「常に簡潔にせよ」という「KISSの原則」と米大統領選挙
■「KISSの原則」とは?
最近「KISSの原則」というのを知りました。念のため断っておきますが、コミュニケーションの原則ではあっても、いわゆるロマンチックな方の話ではありません。
KISSとは”Keep it simple, stupid”あるいは”Keep it short and simple”の略。「常に簡潔にせよ」という意味です。stupidは「愚か者」とか「間抜け」を指しますが、「簡潔にしとけ。何度も言わせるな」といったニュアンスだと解釈できます。

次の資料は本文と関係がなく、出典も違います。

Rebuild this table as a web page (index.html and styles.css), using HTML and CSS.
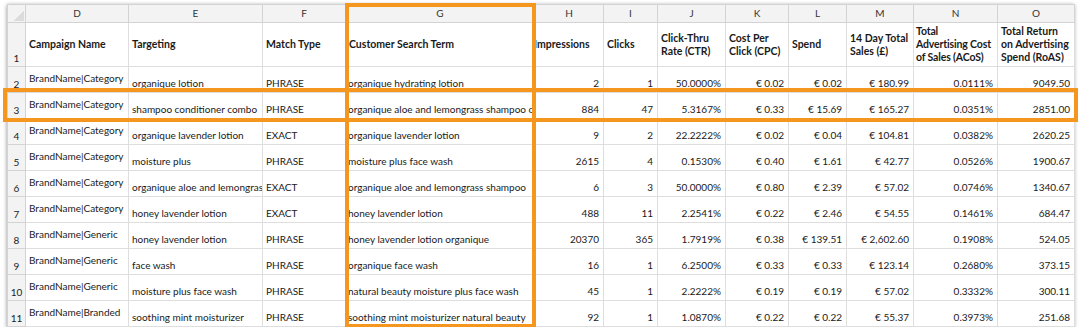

人は同時に多くのことを覚えられませんし、印象に残るように仕向けたいのならなおのこと。だから、キャッチフレーズはシンプルであるのがよく、それを繰り返し訴えかけるのが鉄則。それがここでいうKISSの原則です。
■大統領選における候補者のスローガン
今年はアメリカの大統領選挙の年。11月8日の本選に向けて、民主党と共和党の候補者選びが佳境を迎えています。7月中にそれぞれの候補者が決定しますが、各候補者にとって大事なのがKISSの原則に沿ったスローガンの選定です。
8年前にバラク・オバマ大統領のスローガンはあの”Yes we can”はあまりにも有名。このスローガンが、オバマ大統領誕生に果たした役割は小さくありません。

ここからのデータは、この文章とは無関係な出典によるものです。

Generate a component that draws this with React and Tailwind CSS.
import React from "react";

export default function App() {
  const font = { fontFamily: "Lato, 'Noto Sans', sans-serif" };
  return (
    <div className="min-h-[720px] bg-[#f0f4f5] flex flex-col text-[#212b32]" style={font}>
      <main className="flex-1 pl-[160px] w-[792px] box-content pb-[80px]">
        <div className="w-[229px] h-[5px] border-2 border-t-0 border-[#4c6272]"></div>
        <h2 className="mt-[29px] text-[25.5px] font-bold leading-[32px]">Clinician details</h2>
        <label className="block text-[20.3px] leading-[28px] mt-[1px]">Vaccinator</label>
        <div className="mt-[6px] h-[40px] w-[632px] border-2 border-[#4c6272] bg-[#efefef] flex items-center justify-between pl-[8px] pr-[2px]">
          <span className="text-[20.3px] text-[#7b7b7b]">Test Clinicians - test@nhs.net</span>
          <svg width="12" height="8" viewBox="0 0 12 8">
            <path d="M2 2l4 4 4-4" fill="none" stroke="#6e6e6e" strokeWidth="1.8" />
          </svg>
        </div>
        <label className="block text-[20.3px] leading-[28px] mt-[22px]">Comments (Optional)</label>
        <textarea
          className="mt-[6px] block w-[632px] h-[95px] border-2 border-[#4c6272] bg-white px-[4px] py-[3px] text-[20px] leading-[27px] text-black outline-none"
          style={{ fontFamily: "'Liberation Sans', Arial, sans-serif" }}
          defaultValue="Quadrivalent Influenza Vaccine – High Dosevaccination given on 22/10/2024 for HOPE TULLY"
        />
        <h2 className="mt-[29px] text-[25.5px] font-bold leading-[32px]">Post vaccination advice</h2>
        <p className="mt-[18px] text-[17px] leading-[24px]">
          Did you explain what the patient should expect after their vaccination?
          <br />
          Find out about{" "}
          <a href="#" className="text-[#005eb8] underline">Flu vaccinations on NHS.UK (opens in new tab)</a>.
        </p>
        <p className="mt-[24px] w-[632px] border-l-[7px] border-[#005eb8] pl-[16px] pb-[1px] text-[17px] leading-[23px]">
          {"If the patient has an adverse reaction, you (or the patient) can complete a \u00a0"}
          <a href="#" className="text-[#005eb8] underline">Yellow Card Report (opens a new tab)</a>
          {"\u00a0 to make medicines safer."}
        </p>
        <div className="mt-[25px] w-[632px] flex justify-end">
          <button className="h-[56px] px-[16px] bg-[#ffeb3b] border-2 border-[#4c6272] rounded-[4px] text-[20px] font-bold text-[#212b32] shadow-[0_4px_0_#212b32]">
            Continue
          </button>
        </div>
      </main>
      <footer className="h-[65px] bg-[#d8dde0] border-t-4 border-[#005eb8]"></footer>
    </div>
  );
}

今回の民主党の本命候補者のヒラリー・クリントンの旦那さんのビルが1996年の選挙で使ったスローガンは"Building a bridge to the twenty-first century"です。「ニュースな広告」(1999年)によれば、「幾千人もの定量、定性調査から導き出された『金の卵』であっただけに、クリントン大統領の固執の仕方も半端ではなかった。どの会場でも、どの層に対してでも、どのタイミングでも、このキャッチコピーは使われた」と。
大統領選でのKISSの原則は、活字メディアに接している有権者には機能しない。なぜなら、そうした有権者は、「イメージではなく実像で候補者を見抜く習慣がある」、「投票態度がぶれない」、そして「党へのロイヤリティが高い」からだと。

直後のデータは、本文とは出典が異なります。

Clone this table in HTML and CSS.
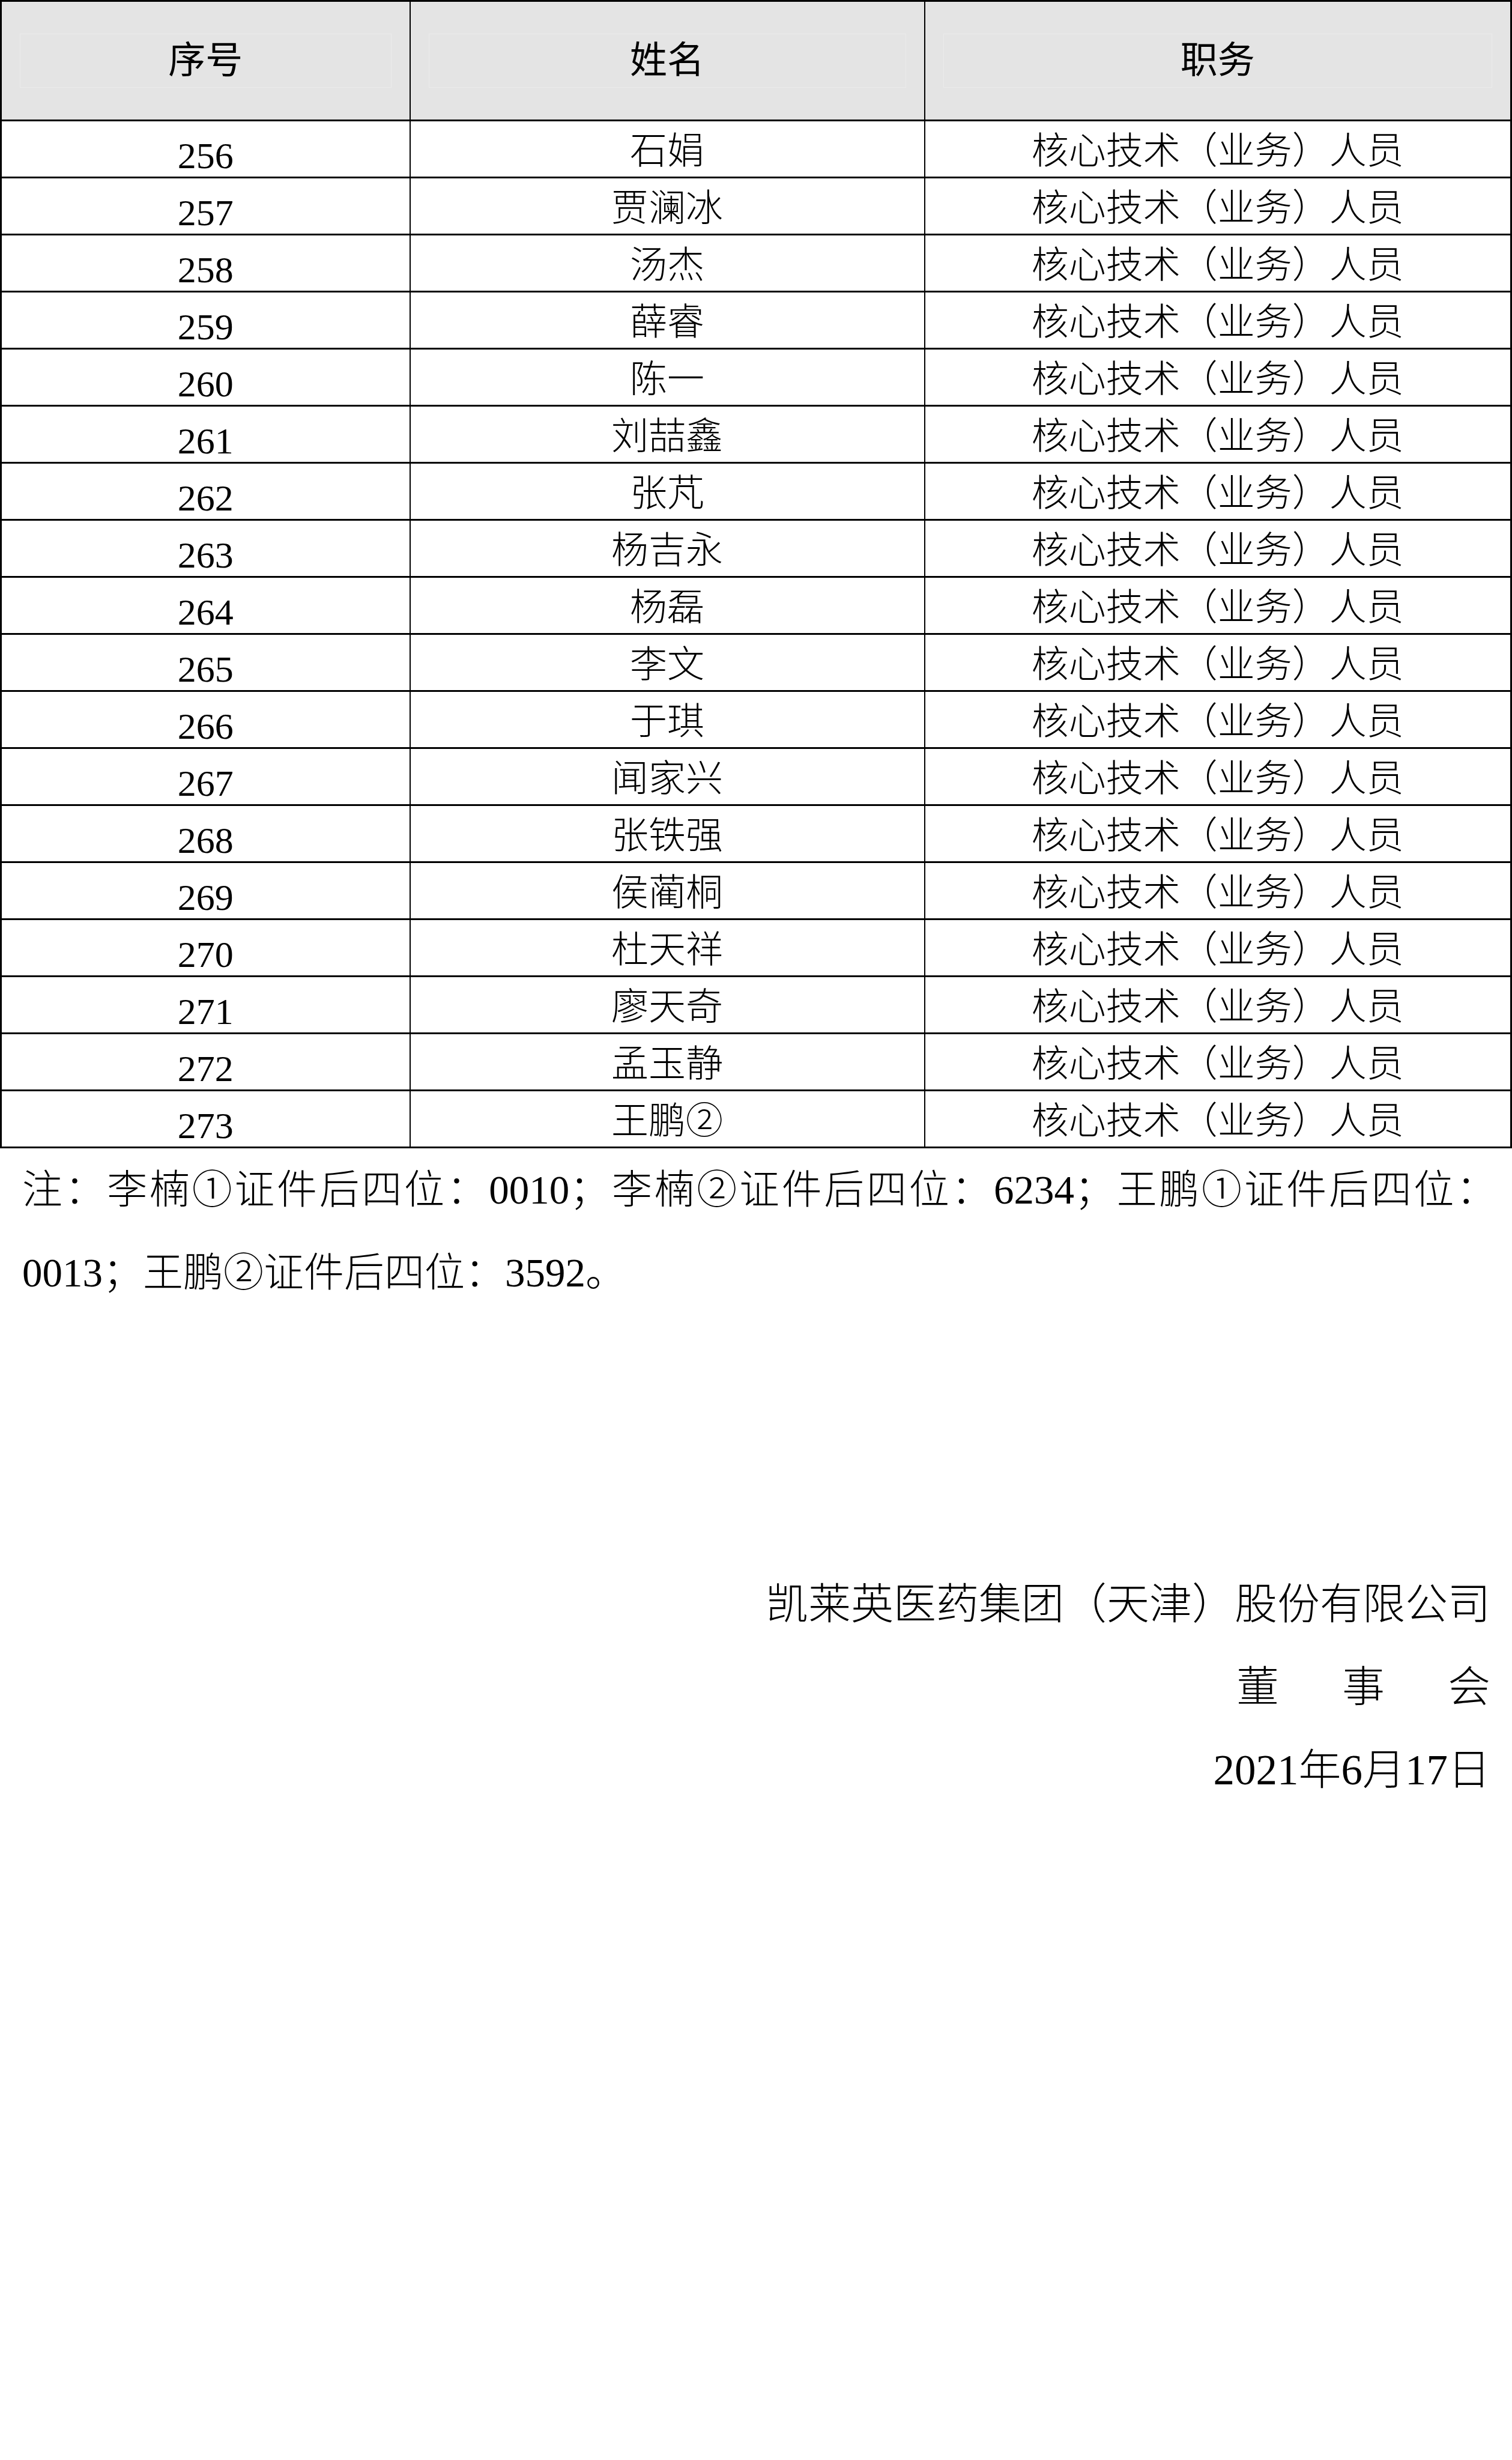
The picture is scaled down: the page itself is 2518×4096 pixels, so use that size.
FILE: index.html
```html
<!DOCTYPE html>
<html lang="zh-CN">
<head>
<meta charset="utf-8">
<title>核心技术（业务）人员名单</title>
<link rel="stylesheet" href="styles.css">
</head>
<body>
<div class="page">
  <table class="roster">
    <colgroup><col class="c-no"><col class="c-name"><col class="c-role"></colgroup>
    <thead>
      <tr><th><span class="hbox">序号</span></th><th><span class="hbox">姓名</span></th><th><span class="hbox">职务</span></th></tr>
    </thead>
    <tbody>
      <tr><td>256</td><td>石娟</td><td>核心技术（业务）人员</td></tr>
      <tr><td>257</td><td>贾澜冰</td><td>核心技术（业务）人员</td></tr>
      <tr><td>258</td><td>汤杰</td><td>核心技术（业务）人员</td></tr>
      <tr><td>259</td><td>薛睿</td><td>核心技术（业务）人员</td></tr>
      <tr><td>260</td><td>陈一</td><td>核心技术（业务）人员</td></tr>
      <tr><td>261</td><td>刘喆鑫</td><td>核心技术（业务）人员</td></tr>
      <tr><td>262</td><td>张芃</td><td>核心技术（业务）人员</td></tr>
      <tr><td>263</td><td>杨吉永</td><td>核心技术（业务）人员</td></tr>
      <tr><td>264</td><td>杨磊</td><td>核心技术（业务）人员</td></tr>
      <tr><td>265</td><td>李文</td><td>核心技术（业务）人员</td></tr>
      <tr><td>266</td><td>于琪</td><td>核心技术（业务）人员</td></tr>
      <tr><td>267</td><td>闻家兴</td><td>核心技术（业务）人员</td></tr>
      <tr><td>268</td><td>张铁强</td><td>核心技术（业务）人员</td></tr>
      <tr><td>269</td><td>侯蔺桐</td><td>核心技术（业务）人员</td></tr>
      <tr><td>270</td><td>杜天祥</td><td>核心技术（业务）人员</td></tr>
      <tr><td>271</td><td>廖天奇</td><td>核心技术（业务）人员</td></tr>
      <tr><td>272</td><td>孟玉静</td><td>核心技术（业务）人员</td></tr>
      <tr><td>273</td><td>王鹏②</td><td>核心技术（业务）人员</td></tr>
    </tbody>
  </table>

  <div class="note">
    <span class="note-line">注：李楠①证件后四位：0010；李楠②证件后四位：6234；王鹏①证件后四位：</span>
    <span class="note-line last">0013；王鹏②证件后四位：3592。</span>
  </div>

  <div class="sign">
    <div class="sign-line">凯莱英医药集团（天津）股份有限公司</div>
    <div class="sign-line spaced"><span>董</span><span>事</span><span>会</span></div>
    <div class="sign-line">2021年6月17日</div>
  </div>
</div>
</body>
</html>
```
FILE: styles.css
```css
html, body {
  margin: 0;
  padding: 0;
  background: #ffffff;
}

.page {
  width: 2518px;
  color: #000;
  font-family: "Liberation Serif", "Noto Sans CJK SC", serif;
  font-weight: 300;
}

.roster {
  border-collapse: collapse;
  table-layout: fixed;
  width: 2515px;
  font-size: 62px;
}

.c-no { width: 681px; }
.c-name { width: 857px; }
.c-role { width: 977px; }

.roster th,
.roster td {
  border-top: 3px solid #000;
  border-bottom: 3px solid #000;
  border-left: 2px solid #000;
  border-right: 2px solid #000;
  padding: 0;
  text-align: center;
}

.roster thead tr { height: 199px; }

.roster th {
  background: #e4e4e4;
  font-weight: 400;
  vertical-align: middle;
}

.roster th:first-child,
.roster td:first-child { border-left-width: 3px; }
.roster th:last-child,
.roster td:last-child { border-right-width: 3px; }

.hbox {
  display: block;
  margin: 0 30px;
  height: 88px;
  line-height: 88px;
  border: 1px solid #ebebeb;
}

.roster tbody tr { height: 95px; }

.roster td {
  vertical-align: bottom;
  line-height: 62px;
  padding-bottom: 4px;
}

.roster td + td {
  padding-bottom: 11px;
}

.note {
  padding: 0 26px 0 37px;
  font-size: 67px;
  line-height: 138px;
}

.note-line {
  display: block;
  text-align: justify;
  text-align-last: justify;
}

.note-line.last {
  text-align: left;
  text-align-last: left;
}

.sign {
  margin-top: 414px;
  padding-right: 36px;
  font-size: 71px;
  line-height: 138px;
  text-align: right;
}

.sign-line.spaced {
  display: flex;
  justify-content: flex-end;
  gap: 105px;
}
```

だから、浮動票狙いでコミュニケーション費用の大半はテレビメディアに投下されるし、そうした場でスローガンが繰り返し連呼される。我々日本人が持つ大統領選における候補者の印象もテレビの影響が濃いといえます。
ちなみに、今回の両党の本命候補のスローガンは、ヒラリー・クリントンが"Hillary For America"。ドナルド・トランプは"Make America Great Again!"。
両候補のHPを今回初めて見ましたが、ヒラリー候補の"Love trumps hate"(愛は憎しみに勝る)というスローガンも目立ちます。(「トランプ候補のヘイトスピーチを愛す」というダブルミーニングが想像できます。)